The most common gaps we encounter are property-specific supplements that weren't identified as required, seller-completed sections of the TDS or SPQ that were left blank or answered ambiguously, HOA documents that were never obtained or were delivered without confirmation of receipt, and disclosures that were prepared correctly but delivered after the buyer had already removed contingencies.
Our review process is designed to catch every one of these before the package goes out.
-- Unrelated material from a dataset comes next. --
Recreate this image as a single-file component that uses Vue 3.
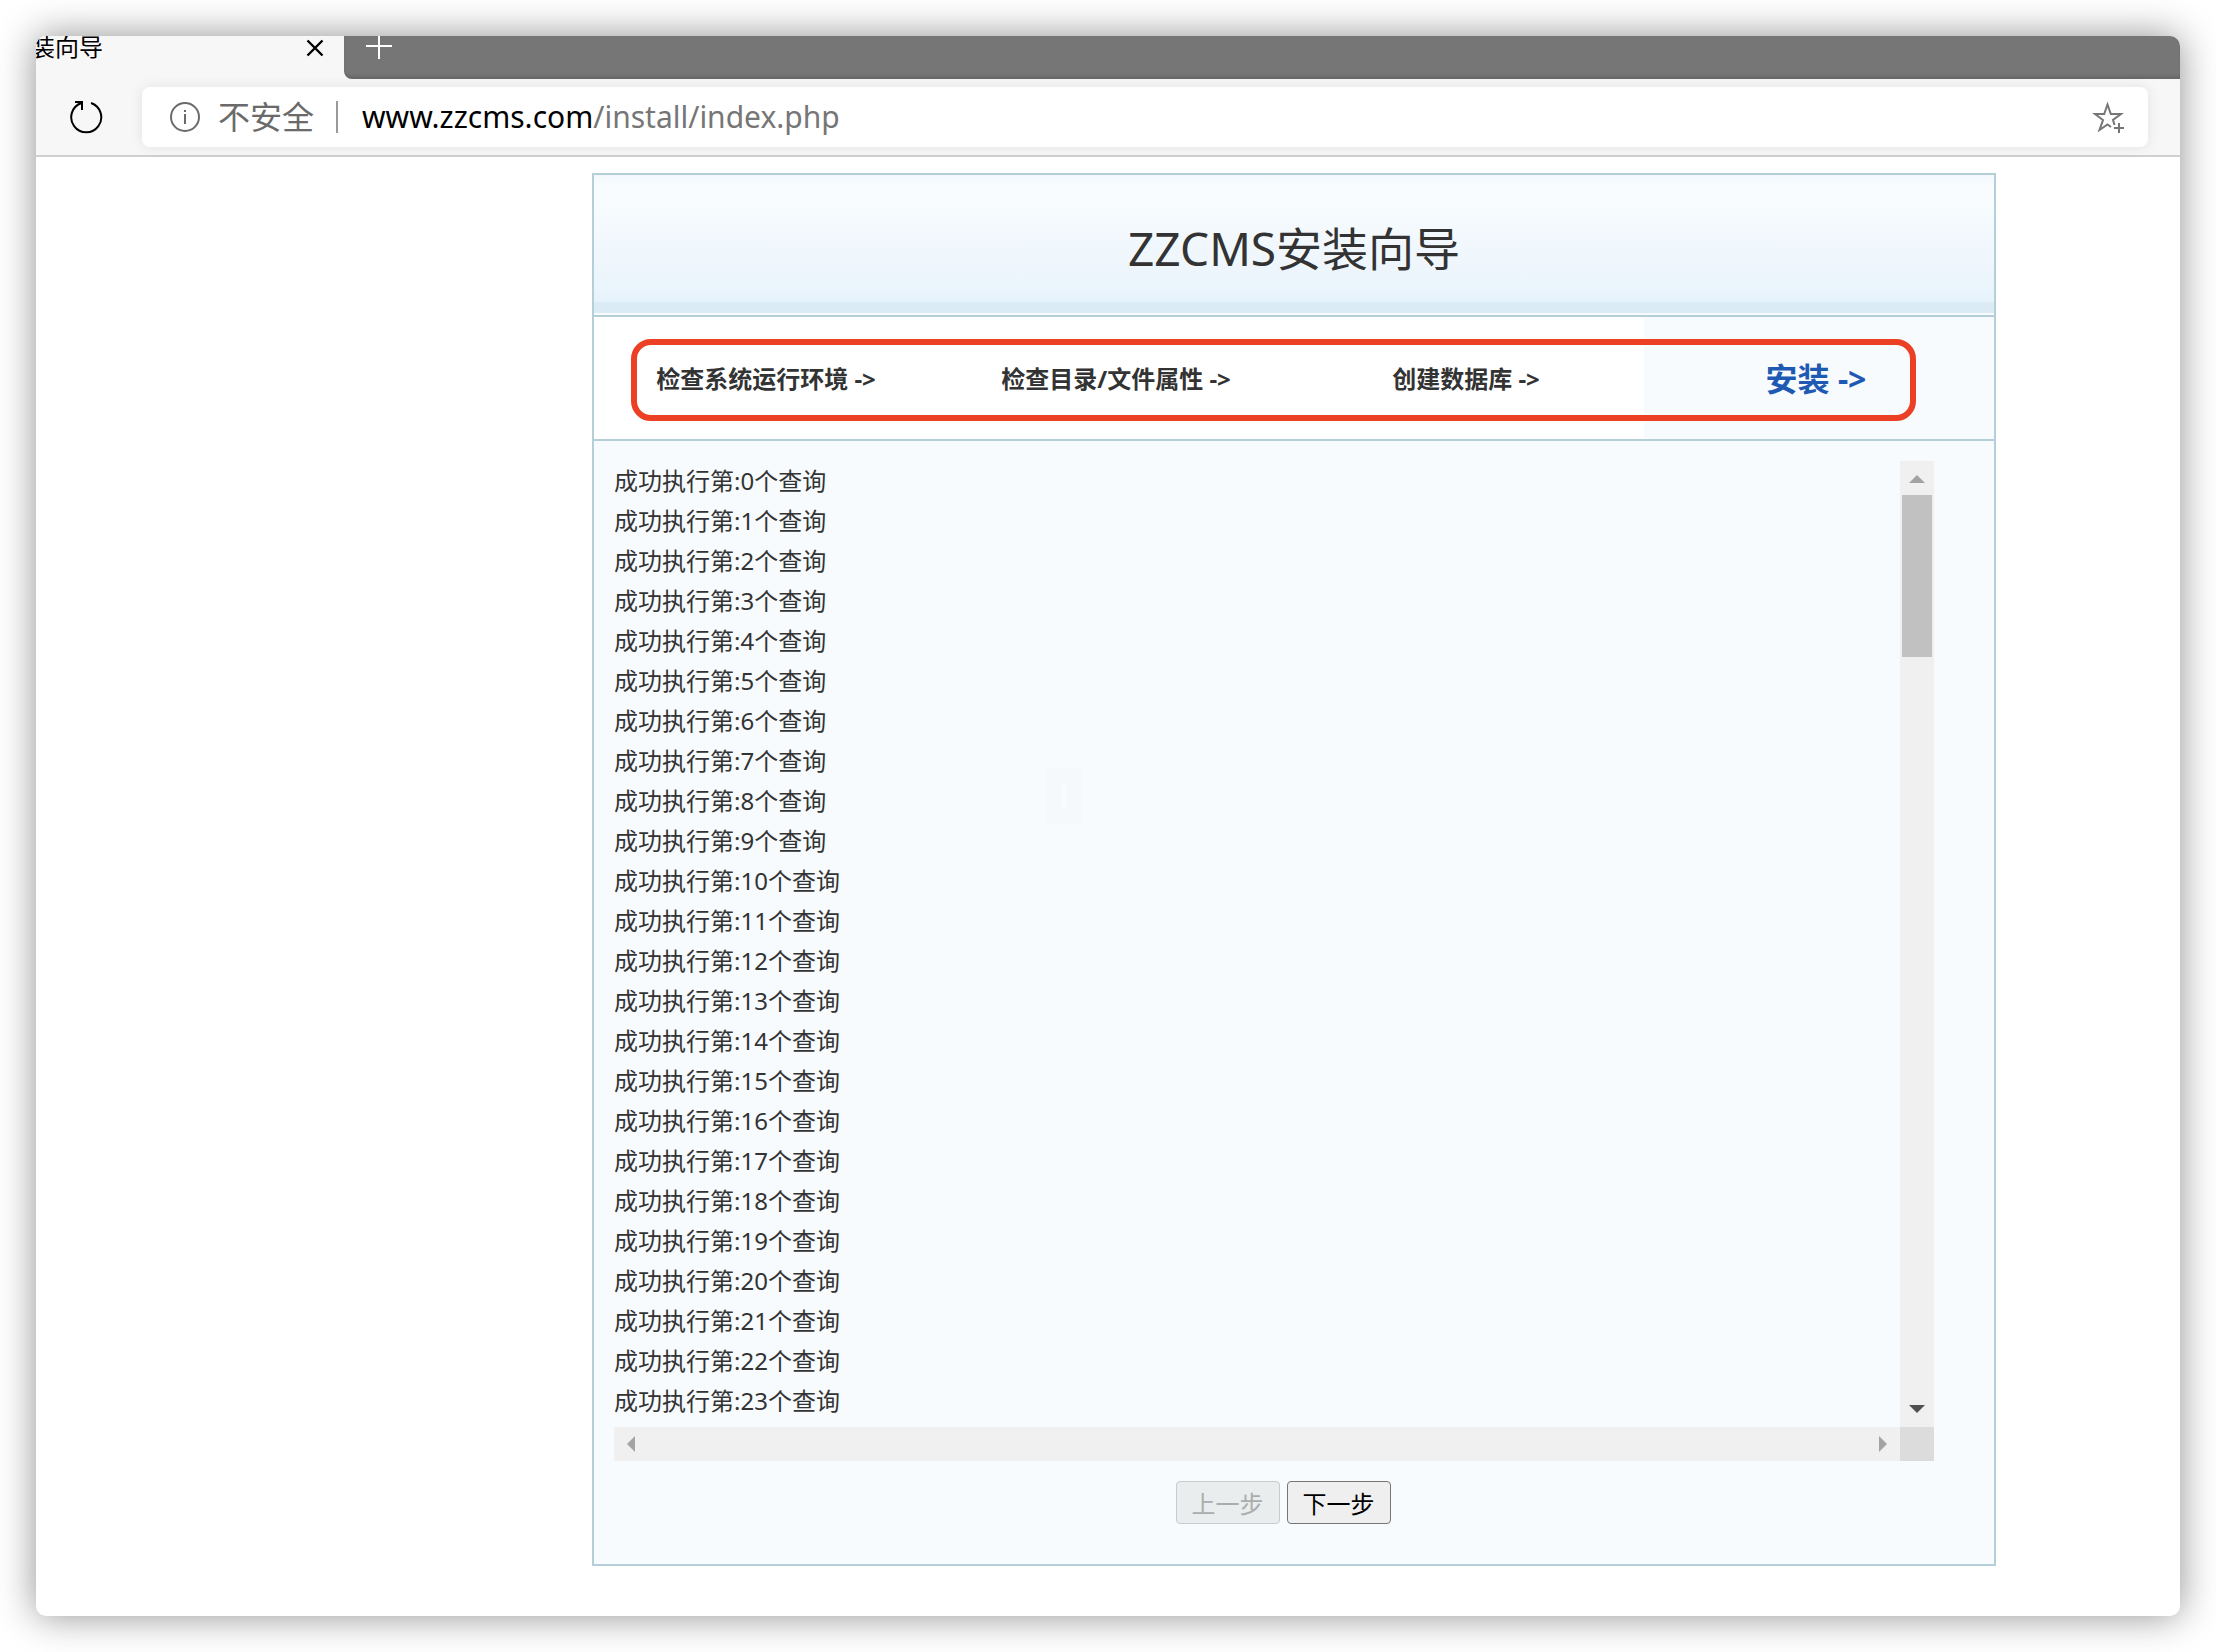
<script setup>
const steps = [
  { label: '检查系统运行环境 ->', current: false },
  { label: '检查目录/文件属性 ->', current: false },
  { label: '创建数据库 ->', current: false },
  { label: '安装 ->', current: true }
]
const queries = Array.from({ length: 24 }, (_, i) => `成功执行第:${i}个查询`)
</script>

<template>
  <div class="browser">
    <header class="tabs">
      <div class="tab">
        <span class="tab-title">装向导</span>
        <button class="icon-btn tab-close" aria-label="关闭标签页">
          <svg width="20" height="20" viewBox="0 0 20 20"><path d="M2.5 2.5 17.5 17.5M17.5 2.5 2.5 17.5" stroke="#000" stroke-width="2.4" fill="none" /></svg>
        </button>
      </div>
      <div class="strip">
        <button class="icon-btn" aria-label="新建标签页">
          <svg width="28" height="28" viewBox="0 0 28 28"><path d="M1 14H27M14 1V27" stroke="#fff" stroke-width="2" fill="none" /></svg>
        </button>
      </div>
    </header>

    <div class="toolbar">
      <button class="icon-btn reload" aria-label="刷新">
        <svg width="36" height="36" viewBox="0 0 36 36" fill="none" stroke="#000" stroke-width="2">
          <path d="M22 4A15 15 0 1 1 12.500 4" />
          <path d="M6 3H13V11" />
        </svg>
      </button>
      <div class="address">
        <svg class="info" width="30" height="30" viewBox="0 0 30 30" fill="none" stroke="#6a6a6a" stroke-width="2">
          <circle cx="15" cy="15" r="14" />
          <path d="M15 8V10M15 12V22" />
        </svg>
        <span class="insecure">不安全</span>
        <span class="divider"></span>
        <a class="url" href="#"><span class="host">www.zzcms.com</span>/install/index.php</a>
        <button class="icon-btn" aria-label="添加到收藏夹">
          <svg width="32" height="32" viewBox="0 0 32 32" fill="none" stroke="#767676" stroke-width="2">
            <path d="M22.500 24 21 19 29 13H18.800L15.500 3.500 12.200 13H3L11 19 7.500 29 15.500 23.500 19 26" />
            <path d="M22 27H32M27 22V32" />
          </svg>
        </button>
      </div>
    </div>

    <main class="page">
      <section class="panel">
        <h1 class="title">ZZCMS安装向导</h1>
        <ol class="steps">
          <li v-for="s in steps" :key="s.label" class="step" :class="{ current: s.current }">{{ s.label }}</li>
        </ol>
        <div class="body">
          <div class="log">
            <ul class="lines">
              <li v-for="q in queries" :key="q">{{ q }}</li>
            </ul>
            <div class="vbar">
              <svg width="16" height="8" viewBox="0 0 16 8"><path d="M0 8 8 0 16 8Z" fill="#a3a3a3" /></svg>
              <div class="thumb"></div>
              <svg width="16" height="8" viewBox="0 0 16 8"><path d="M0 0 8 8 16 0Z" fill="#505050" /></svg>
            </div>
            <div class="hbar">
              <svg width="8" height="16" viewBox="0 0 8 16"><path d="M8 0 0 8 8 16Z" fill="#a3a3a3" /></svg>
              <svg width="8" height="16" viewBox="0 0 8 16"><path d="M0 0 8 8 0 16Z" fill="#a3a3a3" /></svg>
            </div>
            <div class="corner"></div>
            <div class="ghost"></div>
          </div>
          <div class="actions">
            <button class="btn" disabled>上一步</button>
            <button class="btn">下一步</button>
          </div>
        </div>
      </section>
    </main>
  </div>
</template>

<style>
body {
  margin: 0;
  background: #fff;
}
#app {
  display: flow-root;
}
</style>

<style scoped>
* {
  box-sizing: border-box;
}
.browser {
  margin: 36px;
  border-radius: 10px;
  overflow: hidden;
  background: #fff;
  box-shadow: 0 0 38px rgba(0, 0, 0, 0.44);
  font-family: "Noto Sans", "Noto Sans CJK SC", sans-serif;
  color: #333;
}
.icon-btn {
  display: flex;
  flex: none;
  padding: 0;
  border: 0;
  background: none;
}
.tabs {
  display: flex;
  height: 43px;
  background: #f7f7f7;
}
.tab {
  display: flex;
  align-items: flex-start;
  justify-content: space-between;
  width: 308px;
  padding: 0 19px 0 0;
  overflow: hidden;
}
.tab-title {
  margin-left: -5px;
  font-size: 24px;
  line-height: 22px;
  color: #000;
}
.tab-close {
  margin-top: 2px;
}
.strip {
  flex: 1;
  padding-left: 21px;
  border-bottom-left-radius: 8px;
  background: #767676;
  box-shadow: inset 0 -4px 4px -2px rgba(0, 0, 0, 0.16);
  overflow: hidden;
}
.strip .icon-btn {
  margin-top: -4px;
}
.toolbar {
  display: flex;
  align-items: center;
  height: 78px;
  padding: 0 32px 0 33px;
  border-bottom: 2px solid #d0d0d0;
  background: #f7f7f7;
}
.reload {
  margin-right: 37px;
}
.address {
  display: flex;
  flex: 1;
  align-items: center;
  height: 60px;
  padding: 0 24px 0 28px;
  border-radius: 8px;
  background: #fff;
  box-shadow: 0 0 14px rgba(0, 0, 0, 0.09);
}
.insecure {
  margin-left: 18px;
  font-size: 32px;
  line-height: 40px;
  color: #6a6a6a;
}
.divider {
  width: 2px;
  height: 32px;
  margin: 0 24px 0 22px;
  background: #999;
}
.url {
  flex: 1;
  font-size: 30px;
  line-height: 40px;
  color: #767676;
  text-decoration: none;
}
.host {
  color: #000;
}
.page {
  padding: 16px 184px 50px 556px;
}
.panel {
  border: 2px solid #b5cfd8;
  background: #f7fbfe;
}
.title {
  height: 140px;
  margin: 0;
  background: linear-gradient(#f2f8fd 0, #f8fcfe 10px, #f8fcfe 20px, #edf5fc 100px, #e6f3fb 126px, #dbebf6 128px, #dbebf6 138px, #f7fbfd 138px);
  font-size: 46px;
  font-weight: 400;
  line-height: 146px;
  text-align: center;
}
.steps {
  position: relative;
  display: flex;
  height: 126px;
  margin: 0;
  padding: 0;
  border: solid #b5cfd8;
  border-width: 2px 0;
  background: #fff;
  list-style: none;
}
/* Red marker drawn over the whole row of steps */
.steps::after {
  content: "";
  position: absolute;
  inset: 22px 78px 18px 37px;
  border: 6px solid #ec4024;
  border-radius: 20px;
}
.step {
  flex: 1;
  padding-right: 6px;
  font-size: 24px;
  font-weight: 700;
  line-height: 124px;
  text-align: center;
  white-space: nowrap;
}
.current {
  background: #f7fbfe;
  font-size: 32px;
  color: #1e5ab4;
}
.body {
  padding: 20px 20px 40px;
}
.log {
  position: relative;
  display: grid;
  grid-template-columns: 1fr 34px;
  grid-template-rows: auto 34px;
  margin-right: 40px;
}
.lines {
  margin: 0;
  padding: 0 0 6px;
  font-size: 24px;
  line-height: 40px;
  list-style: none;
}
.vbar {
  display: flex;
  flex-direction: column;
  align-items: center;
  justify-content: space-between;
  padding: 14px 2px;
  background: #f0f0f0;
}
.thumb {
  width: 100%;
  height: 162px;
  margin: 12px 0 auto;
  background: #c1c1c1;
}
.hbar {
  display: flex;
  align-items: center;
  justify-content: space-between;
  padding: 0 13px;
  background: #f0f0f0;
}
.corner {
  background: #dcdcdc;
}
/* Faint translucent block hovering over the log */
.ghost {
  position: absolute;
  top: 307px;
  left: 432px;
  width: 37px;
  height: 56px;
  border: 16px solid #f5f9fc;
  background: #f9fcfe;
}
.actions {
  display: flex;
  justify-content: center;
  gap: 7px;
  margin-top: 20px;
  padding-right: 22px;
}
.btn {
  width: 104px;
  height: 43px;
  padding: 0;
  border: 1px solid #767676;
  border-radius: 4px;
  background: #efefef;
  font: inherit;
  font-size: 24px;
  color: #000;
}
.btn:disabled {
  border-color: #c8cccd;
  background: #e9eded;
  color: #a9adae;
}
</style>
For a broader look at the risk of managing these details without dedicated support, see our post on the hidden costs of DIY transaction coordination.
Frequently Asked Questions
What disclosures are required when selling a home in California?
The standard package includes the TDS, SPQ, Natural Hazard Disclosure report, lead paint disclosure (for pre-1978 properties), smoke detector and water heater compliance statements, and supplemental forms depending on property type, county, HOA status, and known conditions.
How long does a buyer have to review disclosures in California?
Under Civil Code Section 1102.3, a buyer has three days after personal delivery or five days after mailing to review the TDS and cancel. The RPA also provides a disclosure contingency period during which buyers can review all delivered disclosures. Each supplemental disclosure delivered separately starts its own review window.
What is Disclosures.io and how does it work?
Disclosures.io is a California disclosure delivery platform that organizes and delivers seller disclosure packages electronically. It tracks delivery, viewing, and buyer acknowledgment with timestamps, creating an audit trail that protects both the seller and the listing agent.